В приёмной попался ему Влад Стоянов, поздоровался как обычно — видимо, пока ни о чём не подозревал. Ремир предложенную руку пожал и словом не обмолвился — решил оставить разбирательство с ним на вечер. Лучше побеседовать после окончания рабочего дня. Пытать предателя и всё такое прочее он не собирался, конечно же, но такие моменты, считал, гласности предавать не стоит. Зачем народ будоражить и лишние поводы для сплетен давать?

— Как выходные провёл? — спросил даже.

— О! Отлично! Ездили за город к друзьям. Отдохнули шикарно!

— Рад слышать, — процедил Ремир. — Ты после шести зайди ко мне. Надо будет кое-что обсудить.

— Что-то серьёзное? — вмиг обеспокоился Стоянов.

— Да ничего особенного. Так, рабочие моменты кое-какие обговорим.

Стоянов кивнул, но удалился в свой кабинет явно встревоженный.

Всё-таки у трусов интуиция работает исправно, подумал с лёгкой усмешкой Долматов.
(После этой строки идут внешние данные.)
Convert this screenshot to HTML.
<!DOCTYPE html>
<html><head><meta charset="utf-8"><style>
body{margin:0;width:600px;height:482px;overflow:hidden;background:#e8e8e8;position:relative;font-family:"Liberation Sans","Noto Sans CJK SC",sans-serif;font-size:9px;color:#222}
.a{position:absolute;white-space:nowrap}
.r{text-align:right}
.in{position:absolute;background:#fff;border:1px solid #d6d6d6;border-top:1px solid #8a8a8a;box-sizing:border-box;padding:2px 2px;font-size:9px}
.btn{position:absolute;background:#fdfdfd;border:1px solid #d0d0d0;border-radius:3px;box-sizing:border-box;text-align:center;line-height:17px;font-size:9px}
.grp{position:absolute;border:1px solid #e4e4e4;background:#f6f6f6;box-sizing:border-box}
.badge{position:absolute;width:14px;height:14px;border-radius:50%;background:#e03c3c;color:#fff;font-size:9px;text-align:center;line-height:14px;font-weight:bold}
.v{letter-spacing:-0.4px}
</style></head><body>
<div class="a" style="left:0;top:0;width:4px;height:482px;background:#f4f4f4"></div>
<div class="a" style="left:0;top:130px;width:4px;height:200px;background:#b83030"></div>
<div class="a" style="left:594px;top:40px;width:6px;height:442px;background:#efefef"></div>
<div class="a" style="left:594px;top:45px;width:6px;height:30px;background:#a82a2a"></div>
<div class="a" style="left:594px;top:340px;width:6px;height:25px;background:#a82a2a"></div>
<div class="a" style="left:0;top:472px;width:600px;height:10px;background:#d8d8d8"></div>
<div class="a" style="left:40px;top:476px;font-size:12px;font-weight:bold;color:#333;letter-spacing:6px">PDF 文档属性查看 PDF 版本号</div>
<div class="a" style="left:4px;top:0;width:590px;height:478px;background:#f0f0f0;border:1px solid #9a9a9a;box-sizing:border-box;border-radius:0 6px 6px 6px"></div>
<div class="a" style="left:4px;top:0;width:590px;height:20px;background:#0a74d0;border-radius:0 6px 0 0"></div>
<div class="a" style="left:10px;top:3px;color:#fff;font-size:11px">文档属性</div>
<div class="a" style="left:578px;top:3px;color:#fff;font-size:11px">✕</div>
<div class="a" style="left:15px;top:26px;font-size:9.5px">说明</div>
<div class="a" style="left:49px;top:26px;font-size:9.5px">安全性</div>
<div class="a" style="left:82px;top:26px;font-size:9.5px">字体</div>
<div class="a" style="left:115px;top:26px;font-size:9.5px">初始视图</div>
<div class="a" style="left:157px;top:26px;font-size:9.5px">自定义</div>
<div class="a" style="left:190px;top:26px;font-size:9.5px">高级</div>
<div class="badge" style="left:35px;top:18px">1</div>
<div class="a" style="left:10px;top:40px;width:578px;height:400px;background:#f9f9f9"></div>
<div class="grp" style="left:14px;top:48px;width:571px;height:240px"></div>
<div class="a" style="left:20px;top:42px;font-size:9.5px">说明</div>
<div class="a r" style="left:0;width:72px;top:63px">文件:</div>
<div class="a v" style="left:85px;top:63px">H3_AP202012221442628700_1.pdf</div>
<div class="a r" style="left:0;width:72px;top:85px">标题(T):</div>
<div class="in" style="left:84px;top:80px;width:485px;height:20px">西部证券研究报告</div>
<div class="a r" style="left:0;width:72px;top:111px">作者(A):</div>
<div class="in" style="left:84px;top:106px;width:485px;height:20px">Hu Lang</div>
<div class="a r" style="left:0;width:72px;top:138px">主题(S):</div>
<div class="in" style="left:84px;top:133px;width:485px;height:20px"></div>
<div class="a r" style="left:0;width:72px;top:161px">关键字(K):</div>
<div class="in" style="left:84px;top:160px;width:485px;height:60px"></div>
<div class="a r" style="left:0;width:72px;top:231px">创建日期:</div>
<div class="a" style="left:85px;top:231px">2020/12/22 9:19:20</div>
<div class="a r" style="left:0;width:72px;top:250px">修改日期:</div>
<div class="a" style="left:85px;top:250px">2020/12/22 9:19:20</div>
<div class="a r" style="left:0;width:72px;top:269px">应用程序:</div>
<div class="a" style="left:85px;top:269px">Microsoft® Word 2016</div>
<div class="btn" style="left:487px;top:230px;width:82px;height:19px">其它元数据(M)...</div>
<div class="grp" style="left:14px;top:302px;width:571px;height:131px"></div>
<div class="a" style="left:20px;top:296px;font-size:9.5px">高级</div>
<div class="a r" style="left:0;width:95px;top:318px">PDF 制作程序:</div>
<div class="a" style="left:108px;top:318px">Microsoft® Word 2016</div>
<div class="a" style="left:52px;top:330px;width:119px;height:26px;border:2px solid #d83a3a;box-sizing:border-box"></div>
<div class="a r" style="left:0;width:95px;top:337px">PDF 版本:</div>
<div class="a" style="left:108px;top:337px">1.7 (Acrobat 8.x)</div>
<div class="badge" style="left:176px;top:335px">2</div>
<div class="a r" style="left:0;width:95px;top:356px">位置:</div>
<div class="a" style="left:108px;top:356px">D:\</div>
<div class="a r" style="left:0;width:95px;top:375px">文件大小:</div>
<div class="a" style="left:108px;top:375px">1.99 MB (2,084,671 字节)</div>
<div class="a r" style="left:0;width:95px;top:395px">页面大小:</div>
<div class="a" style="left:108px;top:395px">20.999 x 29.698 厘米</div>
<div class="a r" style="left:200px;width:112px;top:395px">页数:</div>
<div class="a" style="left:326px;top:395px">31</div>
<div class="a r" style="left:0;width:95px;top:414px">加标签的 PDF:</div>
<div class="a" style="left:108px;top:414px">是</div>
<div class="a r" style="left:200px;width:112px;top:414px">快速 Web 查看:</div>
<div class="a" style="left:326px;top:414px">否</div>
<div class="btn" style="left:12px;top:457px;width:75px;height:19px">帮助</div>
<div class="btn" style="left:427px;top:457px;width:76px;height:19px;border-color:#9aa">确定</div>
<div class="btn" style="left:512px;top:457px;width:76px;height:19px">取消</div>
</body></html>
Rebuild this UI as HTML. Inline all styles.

Ведь он виду старался не показывать и истинных намерений не выдавать, да и гнев на самом деле за выходные почти иссяк, а этот всё равно что-то почуял — вон как занервничал.

«Интересно, — перескочили мысли сами собой, — Горностаева уже знает про новый приказ?».

С самого воскресенья он внушал себе, что надо с ней поговорить. Ну, объясниться хотя бы. Не затем, чтобы замутить, как Макс советовал. А просто — для очистки собственной совести.

Вот только никак не мог решиться. Вчера пообещал себе прямо с утра, первым делом, вызвать и поговорить, но всё откладывал, тянул, делами всякими прикрывался.

Потом вдруг в голову пришла шальная мысль: «А, может, её на обед в ресторан позвать? Там и побеседовать в спокойной обстановке».

Без пяти час он попросил Алину пригласить Горностаеву к себе. Разволновался вдруг ни к селу ни к городу, ожидая. Минуты показались вечностью. Что так долго поднимается?

А когда она вошла, какая-то настороженная, непривычно серьёзная, сердце ёкнуло и заныло.

— Здравствуйте, Ремир Ильдарович. Вызывали?

Он кивнул, слова вдруг в горле встали комом.

Она присела напротив, спина прямая, голова чуть вздёрнута, лицо строгое, как у учительницы. Это она обиделась так сильно, что ли? Где улыбка, где манящий взгляд? А с такой вот, как сейчас, даже и с чего начать-то не знаешь.

Он закусил губу, отвёл глаза, снова посмотрел — она сидела всё так же, неподвижно, как изваяние, только голову опустила вниз.

— Ты… вы уже ознакомились с новым приказом? — наконец выдавил он.

Она вскинула на него глаза. Взгляд слегка недоумённый, но всё такой же… не то чтобы холодный, а просто отстранённый. Когда смотрят холодно, то видно — этот холод предназначен лично для тебя. Пусть плохо, но о тебе думают, что-то чувствуют. А в её глазах были и жизнь, и тепло, и всякое-разное, но всё это для него недосягаемо. Словно огорожено от него невидимой, непроницаемой стеной. Словно он в стороне, лишний, ненужный, чужой.

А как сильно хотелось, чтобы она опять на него посмотрела, как раньше! Призывно, влекуще, пусть порочно, хоть тысячу раз порочно, только б не эта отрешённость.